I was in a sort of similar situation with parents living overseas (though not that far) they were intending on coming to stay for a month with me. My o/h is in the military so is away a lot. I have explained to her that it's probably not great for them to come
For so long as me and o/h need the time alone to bond with the baby. Seemed to take it ok :) x

I am in the same boat right now. Although I have not told them they can't come until we feel ready. I keep dropping hints that I don't want visitors until I am in a routine. Just not sure they are getting them! x
 
Hope it works out for you chick. I agree with above post a letter or email may be a better idea. Perhaps they can come & stay with you once you & OH have bonded with baby & had family quality time. You do need time to yourselves to have those special moments.

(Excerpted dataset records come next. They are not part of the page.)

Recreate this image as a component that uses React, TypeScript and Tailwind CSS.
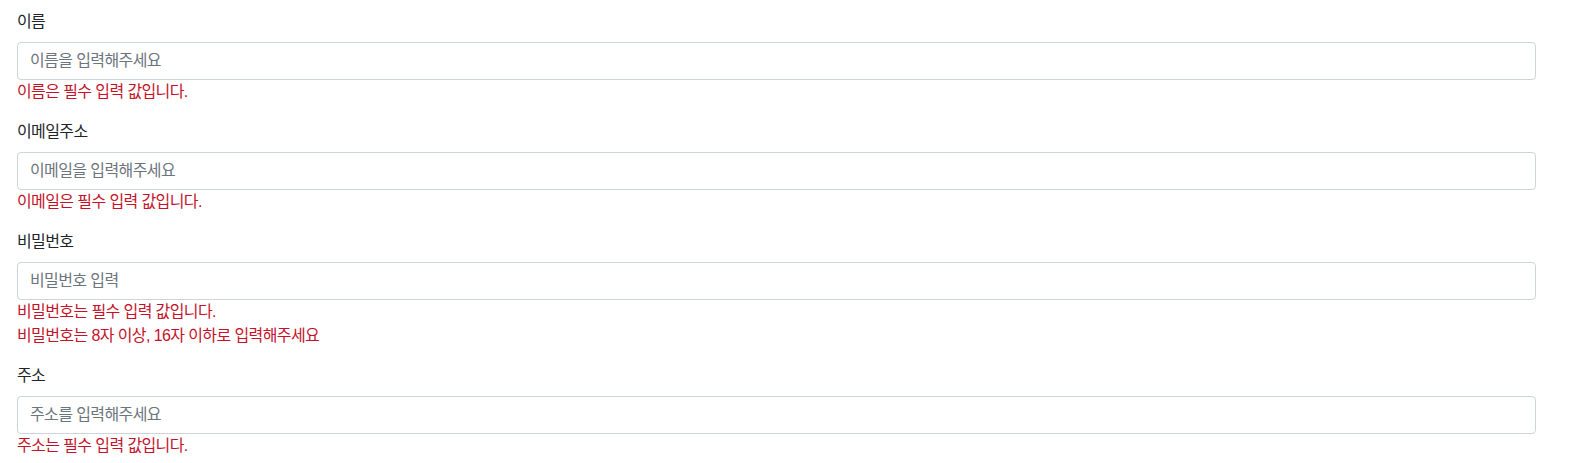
import React from "react";

const font = { fontFamily: '"Liberation Sans", "Noto Sans CJK KR", sans-serif', letterSpacing: "-0.6px" };

function Field({ label, placeholder, errors, type = "text" }: { label: string; placeholder: string; errors: string[]; type?: string }) {
  return (
    <div className="mb-4">
      <label className="block mb-2 text-[16px] leading-6 text-[#212529]">{label}</label>
      <input
        type={type}
        placeholder={placeholder}
        className="block w-full h-[38px] px-3 text-[16px] leading-6 text-[#212529] bg-white border border-[#ced4da] rounded-[4px] placeholder:text-[#6c757d] outline-none"
        style={font}
      />
      {errors.map((e, i) => (
        <div key={i} className="text-[16px] leading-6 text-[#c4122a]">{e}</div>
      ))}
    </div>
  );
}

export default function App() {
  return (
    <div className="bg-white min-h-[463px] pt-[10px] pl-[17px] pr-[33px]" style={font}>
      <Field label="이름" placeholder="이름을 입력해주세요" errors={["이름은 필수 입력 값입니다."]} />
      <Field label="이메일주소" placeholder="이메일을 입력해주세요" errors={["이메일은 필수 입력 값입니다."]} />
      <Field
        label="비밀번호"
        type="password"
        placeholder="비밀번호 입력"
        errors={["비밀번호는 필수 입력 값입니다.", "비밀번호는 8자 이상, 16자 이하로 입력해주세요"]}
      />
      <Field label="주소" placeholder="주소를 입력해주세요" errors={["주소는 필수 입력 값입니다."]} />
    </div>
  );
}
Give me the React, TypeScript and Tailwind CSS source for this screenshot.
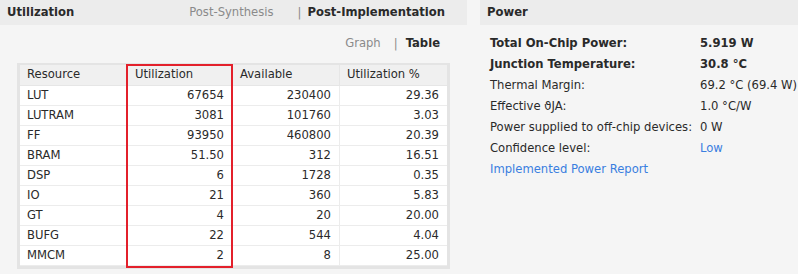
import React from 'react';

const rows = [
  ['LUT', '67654', '230400', '29.36'],
  ['LUTRAM', '3081', '101760', '3.03'],
  ['FF', '93950', '460800', '20.39'],
  ['BRAM', '51.50', '312', '16.51'],
  ['DSP', '6', '1728', '0.35'],
  ['IO', '21', '360', '5.83'],
  ['GT', '4', '20', '20.00'],
  ['BUFG', '22', '544', '4.04'],
  ['MMCM', '2', '8', '25.00'],
];

const power: { label: string; value: string; bold?: boolean; link?: boolean }[] = [
  { label: 'Total On-Chip Power:', value: '5.919 W', bold: true },
  { label: 'Junction Temperature:', value: '30.8 °C', bold: true },
  { label: 'Thermal Margin:', value: '69.2 °C (69.4 W)' },
  { label: 'Effective ϑJA:', value: '1.0 °C/W' },
  { label: 'Power supplied to off-chip devices:', value: '0 W' },
  { label: 'Confidence level:', value: 'Low', link: true },
];

export default function App() {
  return (
    <div className="flex w-[798px] h-[274px] bg-[#f5f5f5] text-[11.6px] text-[#2a2a2a] font-['DejaVu_Sans',sans-serif] overflow-hidden">
      {/* Utilization panel */}
      <div className="w-[467px] flex flex-col">
        <div className="h-[25px] bg-[#ececec] flex items-center pl-[7px] pr-[22px]">
          <span className="font-bold">Utilization</span>
          <div className="ml-auto flex items-center">
            <span className="text-[#8a8a8a]">Post-Synthesis</span>
            <span className="text-[#8a8a8a] ml-[24px] mr-[6px]">|</span>
            <span className="font-bold">Post-Implementation</span>
          </div>
        </div>

        <div className="h-[38px] flex items-center justify-end pr-[27px]">
          <span className="text-[#8a8a8a]">Graph</span>
          <span className="text-[#8a8a8a] ml-[13px] mr-[8px]">|</span>
          <span className="font-bold">Table</span>
        </div>

        <div className="relative ml-[17px] w-[433px] border-[3px] border-t-2 border-[#e4e4e4] bg-white">
          <div className="grid grid-cols-[107px_105px_107px_108px]">
            {['Resource', 'Utilization', 'Available', 'Utilization %'].map((h, i) => (
              <div
                key={h}
                className={`h-[21px] flex items-center pl-[7px] bg-[#f0f0f0] border-b border-[#e6e6e6] ${i > 0 ? 'border-l' : ''}`}
              >
                {h}
              </div>
            ))}
            {rows.map((r) =>
              r.map((c, i) => (
                <div
                  key={r[0] + i}
                  className={`h-[20px] flex items-center border-b border-[#ececec] ${
                    i === 0 ? 'pl-[7px]' : 'justify-end pr-[8px] border-l'
                  }`}
                >
                  {c}
                </div>
              ))
            )}
          </div>
          {/* highlight around Utilization column */}
          <div className="absolute left-[106px] top-[-1px] w-[107px] bottom-[-2px] border-2 border-[#e3202b] pointer-events-none" />
        </div>
      </div>

      {/* Power panel */}
      <div className="ml-[13px] flex-1 flex flex-col">
        <div className="h-[25px] bg-[#ececec] flex items-center pl-[7px]">
          <span className="font-bold">Power</span>
        </div>
        <div className="pl-[10px] pt-[8px] flex flex-col">
          {power.map((p) => (
            <div key={p.label} className="h-[21px] flex items-center">
              <span className={`w-[210px] shrink-0 ${p.bold ? 'font-bold' : ''}`}>{p.label}</span>
              <span className={`whitespace-nowrap ${p.bold ? 'font-bold' : ''} ${p.link ? 'text-[#3a7ee0]' : ''}`}>
                {p.value}
              </span>
            </div>
          ))}
          <div className="h-[21px] flex items-center text-[#3a7ee0]">Implemented Power Report</div>
        </div>
      </div>
    </div>
  );
}
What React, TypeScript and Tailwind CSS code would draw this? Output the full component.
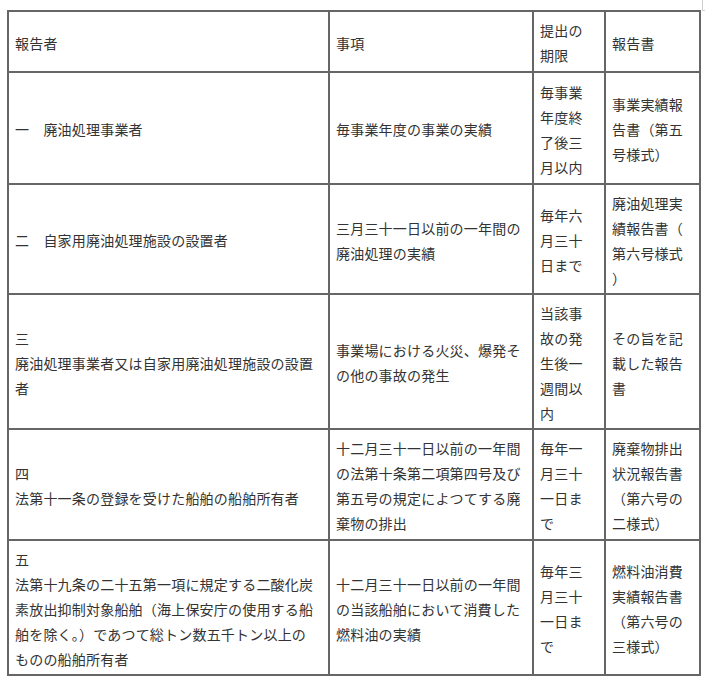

I lived with my mother in law when I was pregnant & after I had my first child...NEVER AGAIN! I actually ended up resenting her. The comments and remarks drove me insane to the point I would just want to hide in my bedroom with my baby so I could be alone with him!

I'm not saying this will be the case for you. You sound like you have a great relationship with your Mum. But when your tired, hormonal & stressed do you think you can handle having people around 24/7? xxx
 
stacey telling them to come when we are ready is not an option anymore - they bought the tickets, arranged time off work, etc... Plus I think they would be so hurt - they are really looking forward to this trip!

this is what I am afraid off - me being all hormonal and ruining my relationships with my parents in the end. Or my husband starting to hate them (they have great relationships at the moment). I hope hope hope it won't come to that! I guess I'll just try to stay as cool/relaxed as possible myself and see how it goes.
 
DW1978 sorry forgot to reply - you might be right, we both want to talk only about babies now, so maybe she just tries to come up with interesting info :)

we had another chat today, and she was absolutely fine actually. Maybe I was just over reacting a bit.